Спустя некоторое время после освобождения Ги герцогиня родила на свет третьего ребенка. Утонув в простынях на огромной кровати, Матильда лежала, подложив под щеку руку, отказываясь смотреть на свою светловолосую вторую дочурку, которая, по словам окружающих, как две капли воды походила на нее. Женщина хотела родить еще одного сына, такого же, как милорд Роберт: смуглого, крепкого, темноволосого и столь подвижного и пылкого, что он с кулачками бросался на своих воспитателей, если они осмеливались противоречить ему. Она, с презрением взглянув на свою светловолосую малютку, наконец изрекла:
– Я отдам ее в лоно Святой церкви.
– Хорошая идея, – отозвался Вильгельм. Ему показали малышку, завернутую в родильную простыню; он остановил на ней равнодушный взгляд, но вдруг глаза его загорелись, и герцог со смешком сказал: – Святые угодники, да она – твоя точная копия, Мальд!

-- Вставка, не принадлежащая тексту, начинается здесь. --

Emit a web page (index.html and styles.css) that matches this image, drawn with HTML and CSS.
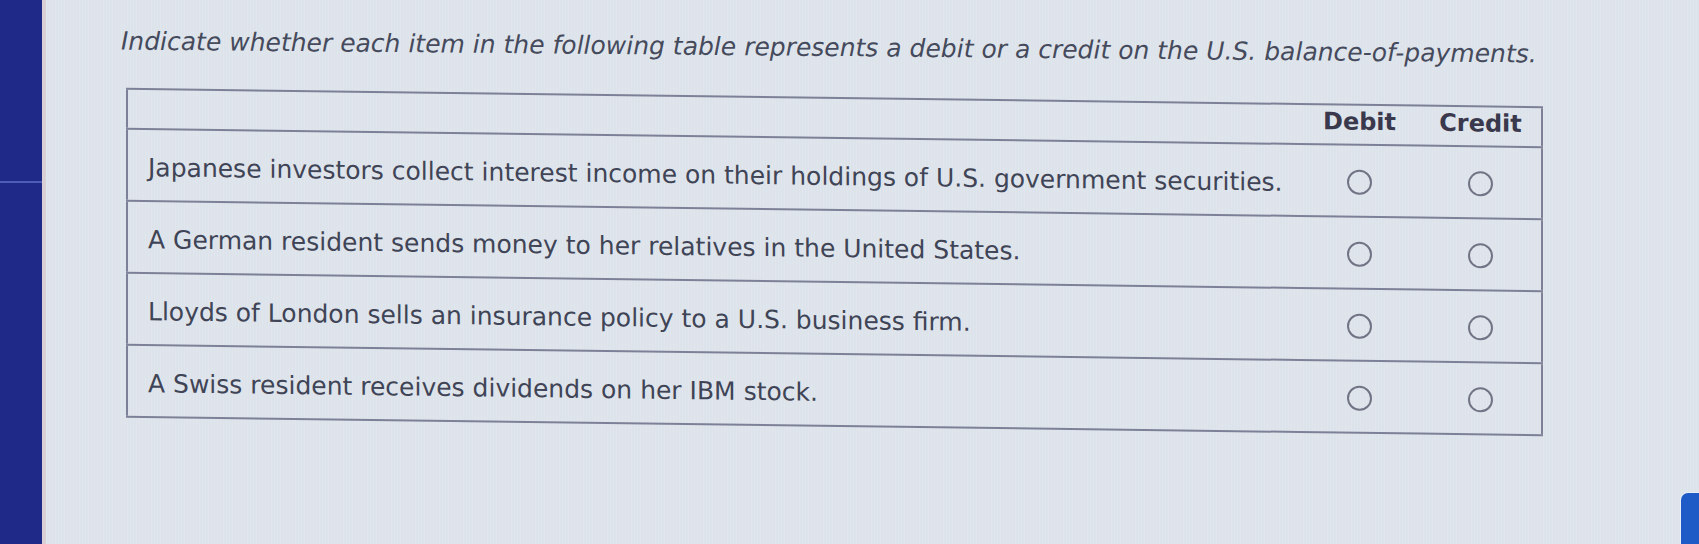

– Роберт по сравнению с ней был крепче и здоровее, – заметила Матильда.
Но годом позже у Нормандца родился второй сын, и вновь герцог устроил пышные торжества; почти целую неделю придворные не смыкали глаз, веселясь и празднуя, пока Матильда, лежа в постели, ворковала со своим малышом и мечтала о будущем, которое его ждет. Но он родился ребенком чахлым и слабеньким; мог кричать несколько часов подряд, и даже венок из белой омелы не способен был предохранить его от судорог, что время от времени случались с ним. Лекари не отходили от милорда Ричарда ни на шаг, а сама герцогиня, казалось, вечно прислушивалась, не донесется ли из спальни слабое эхо его плача. Малыш на много месяцев вперед безраздельно завладел ее вниманием; у нее почти не оставалось времени на лучников герцога или даже на известия о возобновившейся тайной деятельности французского короля. А вот ее мужа, кроме двух этих тем, не интересовало практически ничего.
46
Усиленный оммаж – признание сюзерена, а себя его вассалом, обязанность платить денежный/материальный взнос, службы на сюзерена за собственный кошт и т. д. Простой оммаж – собственно факт признания владения землей с согласия сюзерена.
47
Инвеститура – введение во владение, пожалование чего-либо.